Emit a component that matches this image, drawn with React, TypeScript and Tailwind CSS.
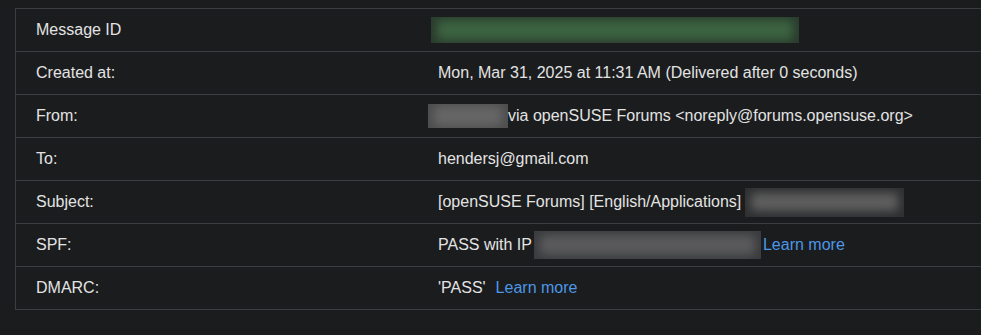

--

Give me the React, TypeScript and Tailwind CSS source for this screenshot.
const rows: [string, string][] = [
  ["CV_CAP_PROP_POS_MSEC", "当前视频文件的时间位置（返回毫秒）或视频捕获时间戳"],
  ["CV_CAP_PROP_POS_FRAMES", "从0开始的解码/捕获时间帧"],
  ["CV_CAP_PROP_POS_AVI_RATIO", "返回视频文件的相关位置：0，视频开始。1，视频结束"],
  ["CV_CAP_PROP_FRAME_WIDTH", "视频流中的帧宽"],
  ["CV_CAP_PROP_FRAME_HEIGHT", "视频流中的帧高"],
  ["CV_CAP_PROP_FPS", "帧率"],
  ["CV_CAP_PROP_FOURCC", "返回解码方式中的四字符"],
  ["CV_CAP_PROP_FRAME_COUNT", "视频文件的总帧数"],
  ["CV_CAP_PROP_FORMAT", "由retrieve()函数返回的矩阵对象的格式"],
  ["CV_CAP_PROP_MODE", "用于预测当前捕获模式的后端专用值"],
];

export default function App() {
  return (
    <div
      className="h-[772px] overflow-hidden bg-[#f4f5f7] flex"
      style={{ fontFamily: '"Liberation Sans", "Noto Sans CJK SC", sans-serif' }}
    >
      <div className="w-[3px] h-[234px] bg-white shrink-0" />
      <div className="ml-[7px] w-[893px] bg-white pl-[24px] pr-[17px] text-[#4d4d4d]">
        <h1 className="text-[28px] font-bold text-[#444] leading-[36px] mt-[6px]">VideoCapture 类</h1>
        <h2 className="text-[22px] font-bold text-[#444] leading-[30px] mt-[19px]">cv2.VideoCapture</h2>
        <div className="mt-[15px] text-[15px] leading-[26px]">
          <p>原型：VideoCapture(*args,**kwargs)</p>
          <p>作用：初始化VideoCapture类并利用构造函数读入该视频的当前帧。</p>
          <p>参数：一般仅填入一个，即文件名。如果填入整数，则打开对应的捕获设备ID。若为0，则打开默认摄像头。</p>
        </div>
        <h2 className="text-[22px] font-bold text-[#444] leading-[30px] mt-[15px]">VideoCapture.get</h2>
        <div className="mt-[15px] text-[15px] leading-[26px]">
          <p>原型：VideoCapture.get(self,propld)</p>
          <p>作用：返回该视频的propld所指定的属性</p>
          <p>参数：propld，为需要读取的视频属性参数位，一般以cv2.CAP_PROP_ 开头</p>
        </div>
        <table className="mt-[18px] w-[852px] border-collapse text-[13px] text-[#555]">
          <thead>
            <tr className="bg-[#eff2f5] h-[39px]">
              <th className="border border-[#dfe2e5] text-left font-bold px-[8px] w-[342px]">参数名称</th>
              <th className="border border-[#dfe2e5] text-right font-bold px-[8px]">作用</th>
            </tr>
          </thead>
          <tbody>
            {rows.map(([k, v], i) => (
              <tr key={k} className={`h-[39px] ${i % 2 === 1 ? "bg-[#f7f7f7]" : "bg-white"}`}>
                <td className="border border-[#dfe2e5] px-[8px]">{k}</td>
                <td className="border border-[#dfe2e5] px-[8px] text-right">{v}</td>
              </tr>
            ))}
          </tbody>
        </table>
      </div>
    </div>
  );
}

---

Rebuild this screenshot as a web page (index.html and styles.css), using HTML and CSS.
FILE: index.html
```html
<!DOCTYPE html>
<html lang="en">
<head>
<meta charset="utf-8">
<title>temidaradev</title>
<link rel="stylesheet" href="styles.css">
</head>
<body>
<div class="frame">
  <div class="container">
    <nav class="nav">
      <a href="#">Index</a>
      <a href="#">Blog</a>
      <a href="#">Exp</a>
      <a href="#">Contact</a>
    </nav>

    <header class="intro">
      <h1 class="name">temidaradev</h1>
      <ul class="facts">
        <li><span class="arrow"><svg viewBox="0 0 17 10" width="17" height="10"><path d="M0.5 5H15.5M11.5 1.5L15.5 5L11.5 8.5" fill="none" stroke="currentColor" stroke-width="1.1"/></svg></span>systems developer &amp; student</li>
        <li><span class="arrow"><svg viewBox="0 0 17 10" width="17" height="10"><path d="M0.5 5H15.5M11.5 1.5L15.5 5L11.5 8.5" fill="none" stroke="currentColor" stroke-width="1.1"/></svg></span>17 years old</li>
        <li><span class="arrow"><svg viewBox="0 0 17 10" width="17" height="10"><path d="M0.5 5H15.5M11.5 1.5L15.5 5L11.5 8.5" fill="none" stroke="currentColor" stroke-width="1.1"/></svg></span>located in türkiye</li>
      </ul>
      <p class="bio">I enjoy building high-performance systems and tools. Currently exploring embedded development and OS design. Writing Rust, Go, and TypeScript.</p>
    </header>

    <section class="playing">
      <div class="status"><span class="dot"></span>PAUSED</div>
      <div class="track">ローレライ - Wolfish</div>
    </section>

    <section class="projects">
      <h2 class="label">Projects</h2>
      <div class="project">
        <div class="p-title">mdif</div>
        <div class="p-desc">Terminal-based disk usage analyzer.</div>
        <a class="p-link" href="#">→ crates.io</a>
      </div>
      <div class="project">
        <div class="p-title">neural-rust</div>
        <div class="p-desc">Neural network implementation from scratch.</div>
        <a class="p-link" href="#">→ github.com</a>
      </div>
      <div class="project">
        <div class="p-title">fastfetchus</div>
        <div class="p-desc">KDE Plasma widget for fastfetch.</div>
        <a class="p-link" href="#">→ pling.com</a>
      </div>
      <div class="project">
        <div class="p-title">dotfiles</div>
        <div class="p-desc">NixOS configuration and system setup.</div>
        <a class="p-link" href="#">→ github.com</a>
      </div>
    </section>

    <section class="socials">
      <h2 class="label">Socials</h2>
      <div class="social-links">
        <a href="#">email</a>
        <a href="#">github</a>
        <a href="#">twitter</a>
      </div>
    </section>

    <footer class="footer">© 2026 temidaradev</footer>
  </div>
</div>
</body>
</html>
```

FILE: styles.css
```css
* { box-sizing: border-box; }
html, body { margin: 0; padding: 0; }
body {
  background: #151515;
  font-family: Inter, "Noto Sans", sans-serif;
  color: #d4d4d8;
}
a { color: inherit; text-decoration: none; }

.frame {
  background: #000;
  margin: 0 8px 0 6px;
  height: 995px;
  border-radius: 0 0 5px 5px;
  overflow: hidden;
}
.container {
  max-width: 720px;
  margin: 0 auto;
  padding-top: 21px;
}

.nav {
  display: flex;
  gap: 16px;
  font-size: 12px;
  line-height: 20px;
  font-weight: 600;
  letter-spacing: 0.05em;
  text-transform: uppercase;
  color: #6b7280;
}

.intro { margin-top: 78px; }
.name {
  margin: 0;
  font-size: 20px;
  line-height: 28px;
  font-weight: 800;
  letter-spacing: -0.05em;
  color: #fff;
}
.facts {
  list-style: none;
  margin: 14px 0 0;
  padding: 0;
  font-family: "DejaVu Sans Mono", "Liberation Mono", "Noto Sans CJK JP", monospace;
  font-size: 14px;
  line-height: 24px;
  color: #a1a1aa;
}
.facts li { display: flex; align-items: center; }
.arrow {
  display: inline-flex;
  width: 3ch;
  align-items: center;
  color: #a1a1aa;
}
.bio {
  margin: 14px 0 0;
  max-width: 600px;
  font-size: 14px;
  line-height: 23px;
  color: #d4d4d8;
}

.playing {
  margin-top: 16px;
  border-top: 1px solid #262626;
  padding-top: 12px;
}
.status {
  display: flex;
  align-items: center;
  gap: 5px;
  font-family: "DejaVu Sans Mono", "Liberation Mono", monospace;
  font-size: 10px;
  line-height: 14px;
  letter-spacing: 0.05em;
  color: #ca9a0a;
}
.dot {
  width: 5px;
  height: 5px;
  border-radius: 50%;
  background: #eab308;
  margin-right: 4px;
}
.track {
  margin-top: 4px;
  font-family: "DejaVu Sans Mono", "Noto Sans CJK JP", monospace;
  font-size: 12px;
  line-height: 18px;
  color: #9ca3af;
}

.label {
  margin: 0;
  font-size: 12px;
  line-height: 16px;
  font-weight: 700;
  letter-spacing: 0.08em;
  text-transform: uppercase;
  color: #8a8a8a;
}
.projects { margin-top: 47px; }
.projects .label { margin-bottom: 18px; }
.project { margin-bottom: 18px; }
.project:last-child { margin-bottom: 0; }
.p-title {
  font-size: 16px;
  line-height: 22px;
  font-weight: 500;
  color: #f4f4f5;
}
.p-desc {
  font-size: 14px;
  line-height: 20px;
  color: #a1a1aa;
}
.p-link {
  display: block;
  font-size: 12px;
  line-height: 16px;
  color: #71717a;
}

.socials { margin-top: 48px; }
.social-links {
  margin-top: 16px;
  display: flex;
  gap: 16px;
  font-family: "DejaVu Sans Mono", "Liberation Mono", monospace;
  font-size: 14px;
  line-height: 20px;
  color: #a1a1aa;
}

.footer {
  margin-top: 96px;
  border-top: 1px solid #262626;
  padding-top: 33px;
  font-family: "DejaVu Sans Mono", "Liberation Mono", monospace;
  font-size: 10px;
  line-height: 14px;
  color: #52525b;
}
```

### [PROBLEM TO WORK ON]
Return every line from the records above that holds the word "Tailwind".

### [TASK ANSWER]
Emit a component that matches this image, drawn with React, TypeScript and Tailwind CSS.
Give me the React, TypeScript and Tailwind CSS source for this screenshot.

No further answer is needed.